Ya de suyo eso es distinto a lo que viene ocurriendo en el resto del Hemisferio, excepción hecha –como es obvio– de Cuba. En Brasil compitieron el socialismo a la brasileña y la socialdemocracia; en Argentina el kirchnerismo con otras variedades del populismo más o menos liberales; en México el populismo renovado (PRI) con la democracia cristiana (PAN) y el socialismo tipo azteca o AMLO; en Colombia, los dos partidos tradicionales, la “U” centro derechista y la izquierda ecológica; en Chile la Concertación socialismo-democracia cristiana y liberalismo relativamente clásico. En términos parecidos fue ese también el caso de Perú, Uruguay, Paraguay, República Dominicana, Centroamérica.
Son variedades ideológicas, algunas algo irrisorias es verdad, pero nada como lo que se dirime en Venezuela, donde casi todas las corrientes del pensamiento universal se han integrado a la MUD tras el abanderado Henrique Capriles Radonski. Se ha vuelto a lo primario: la libertad contra el miedo, la libertad que en el resto del Continente (con la indicada excepción) se da por supuesta, contra un régimen que sin haber alcanzado el tope totalitario es empujado hacia ese destino por su propio mecanismo interior.
¿Por qué en el escenario internacional se habló durante tanto tiempo de victoria “abrumadora” del presidente Chávez? No sólo por la archimillonaria campaña del poder venezolano, ni por el aire de triunfador –ahora perdido– que exhibía el locuaz mandatario en sus largas autopromociones. Pero pienso que lo determinante ha sido la magnitud de lo que está en juego. Ha parecido inconmensurable el impacto que la derrota de Chávez tendría en el “establecimiento” internacional financiado y organizado por él, en su obsesión de liderazgo mundial. En este mismo diario, prestigiosos columnistas han dado cuenta de lo que podría afectar a Cuba la victoria de Capriles, así como al estamento político y militar dominante en Venezuela, con tantos odios acumulados y expedientes paralizados.
Estas eventualidades también alimentan el temor al fraude.
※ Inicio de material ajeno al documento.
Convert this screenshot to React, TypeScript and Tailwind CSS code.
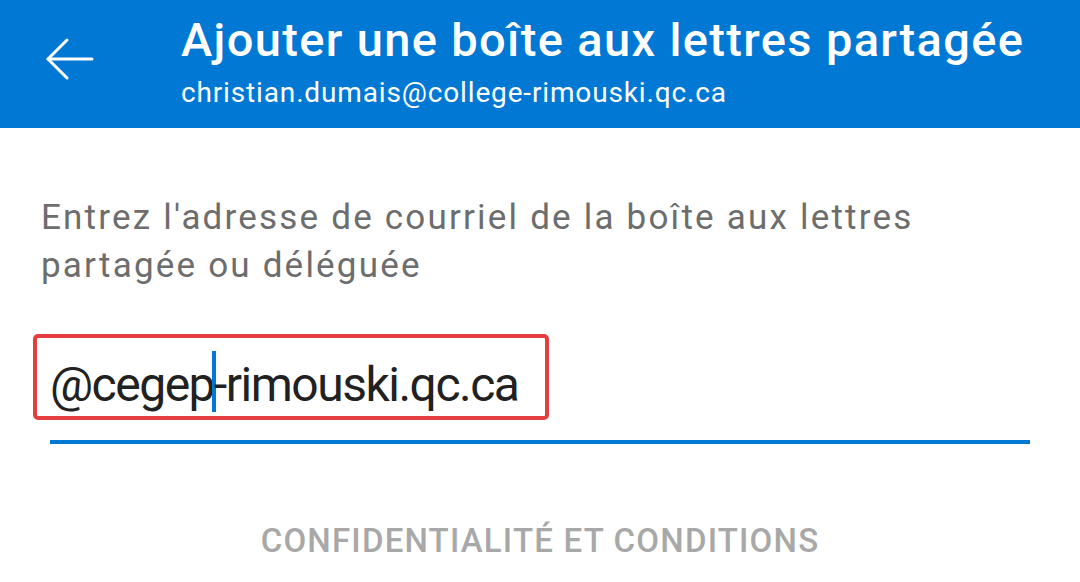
export default function App() {
  return (
    <div className="w-[1080px] h-[582px] bg-white overflow-hidden font-['Roboto',sans-serif]">
      <header className="h-[128px] bg-[#0078d4] flex items-start text-white">
        <div className="w-[181px] pt-[38px] pl-[46px]">
          <svg width="48" height="42" viewBox="0 0 48 42" fill="none" stroke="white" strokeWidth="3" strokeLinecap="round" strokeLinejoin="round">
            <path d="M2 21 H46" />
            <path d="M21 2 L2 21 L21 40" />
          </svg>
        </div>
        <div className="flex flex-col pt-[13px]">
          <h1 className="text-[47px] leading-[54px] font-medium tracking-[1.35px] whitespace-nowrap">Ajouter une boîte aux lettres partagée</h1>
          <p className="text-[28px] leading-[32px] mt-[10px] tracking-[0.85px] whitespace-nowrap">christian.dumais@college-rimouski.qc.ca</p>
        </div>
      </header>
      <main className="flex flex-col">
        <p className="pl-[41px] pr-[100px] pt-[66px] text-[35px] leading-[48px] text-[#6d6d6d] tracking-[2.2px]">
          Entrez l'adresse de courriel de la boîte aux lettres partagée ou déléguée
        </p>
        <div className="mt-[44px] ml-[33px] w-[516px] h-[86px] border-[4px] border-[#e53e3e] rounded-[5px] pl-[13px] pt-[13px]">
          <div className="text-[48px] leading-[66px] text-[#212121] tracking-[-1.5px] whitespace-nowrap">
            @cegep
            <span className="inline-block w-[4px] h-[61px] bg-[#0078d4] mx-[-2px] align-[-11px]" />
            -rimouski.qc.ca
          </div>
        </div>
        <div className="mt-[20px] ml-[50px] w-[980px] h-[4px] bg-[#0078d4]" />
        <div className="mt-[77px] flex justify-center">
          <span className="text-[33px] leading-[40px] font-medium text-[#a8a8a8] tracking-[1.2px]">CONFIDENTIALITÉ ET CONDITIONS</span>
        </div>
      </main>
    </div>
  );
}
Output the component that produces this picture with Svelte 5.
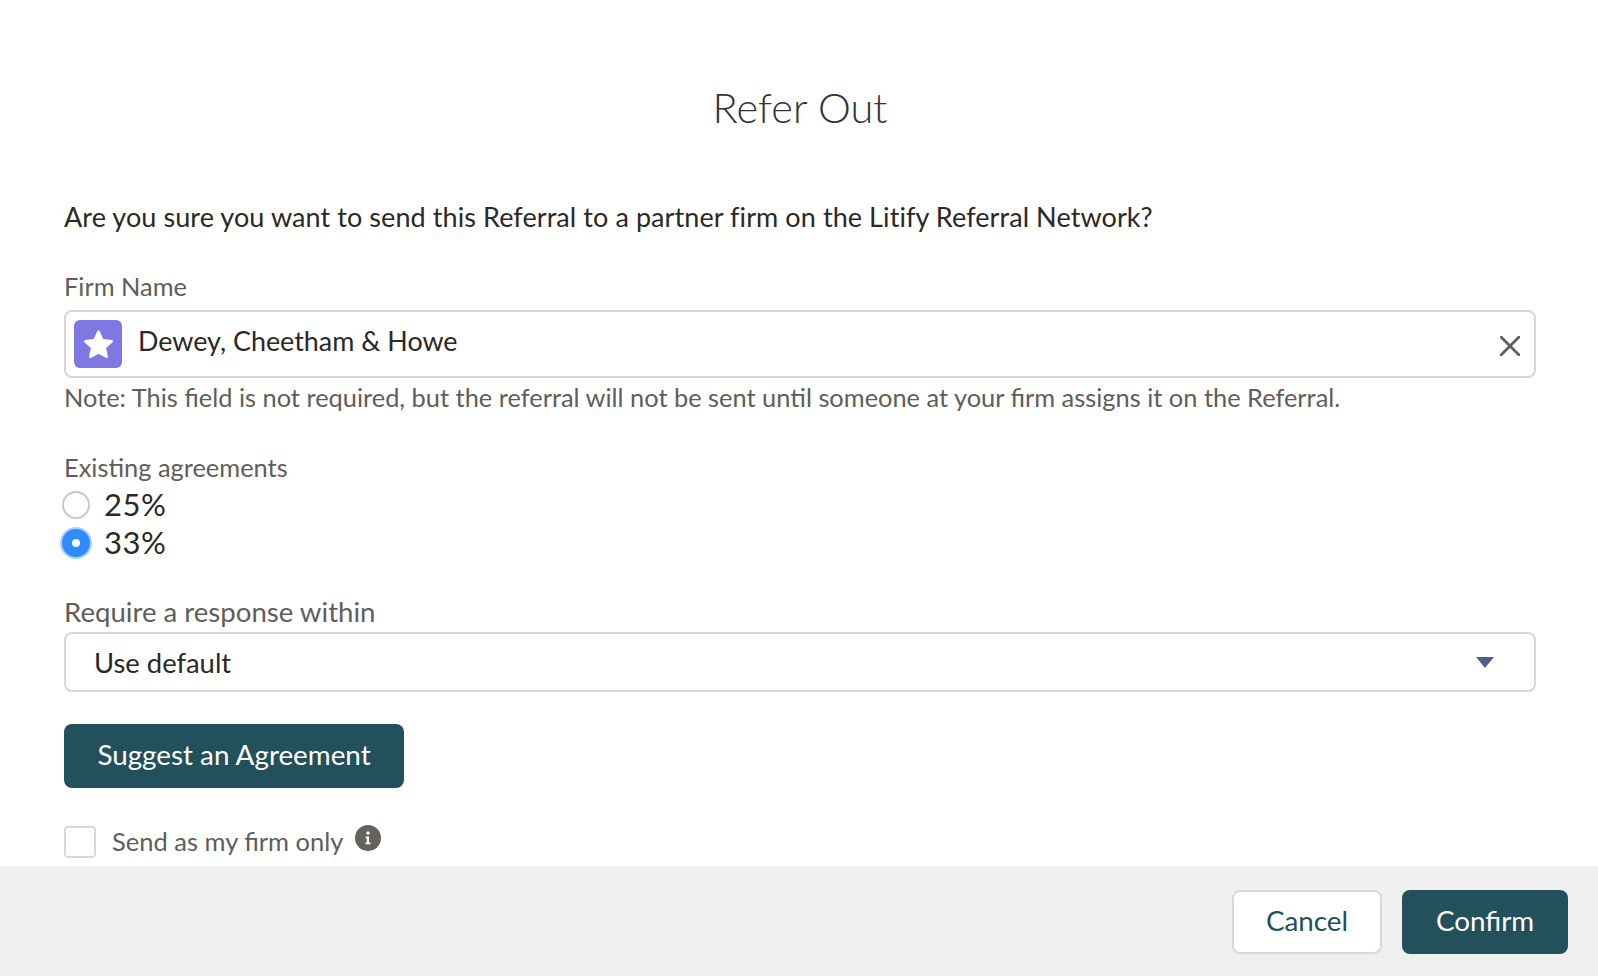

No es Chávez un Cincinato, un Washington o un Rómulo Betancourt, que desaprovecharon sus bien ganadas opciones de poder por fidelidad a valores como el pluralismo o la alternabilidad, que al actual mandatario le resultan risibles
Pero la verdad es que Venezuela, con Capriles, necesita reunificarse, remitir la venganza y crear condiciones para la convivencia pacífica interna e internacional. Construir un chavismo al revés sería el cuento de nunca acabar y, dada la profunda polarización creada durante este mandato, dificultaría en alguna medida la tarea de un gobierno democrático, consciente de las enormes dificultades que lo esperan.
Mañana muchos vislumbramos el triunfo de Capriles, un verdadero ídolo de la juventud y esperanza tangible de los amantes de la libertad. Es un fenómeno electoral como no lo tuvimos antes. Betancourt, Caldera, Villalba o Pompeyo Márquez fueron notables conductores al frente de fuertes maquinarias; pero de fenómenos que sacan espontáneamente a la gente de sus rincones, no recuerdo a nadie como Capriles.
Lleva la mano tendida. Su juego está perfectamente claro en su programa y sus intensas intervenciones públicas. Nadie –que no sea un macro corrupto o un conspirador de hecho, no de palabra– tiene nada que temer. Los chavistas pueden descansar en la seguridad de que no serán perseguidos ni presos de conciencia o discriminados, como ocurre hoy. Los programas sociales no serán medio de chantaje político. El requisito único para ser beneficiario es la necesidad, no la bandería partidista. Y los países, sin excluir a Cuba, tendrán un trato honorable y constructivo, basado en la amistad, la reciprocidad y la vocación integracionista.
Si Capriles pierde en buena lid, reconocerá al vencedor, pero si vence –como espera hoy una mayoría– hará respetar su victoria. Creo muy difícil que pueda frenarse, con actos violentos y burdas maniobras, este arrasador fenómeno telúrico.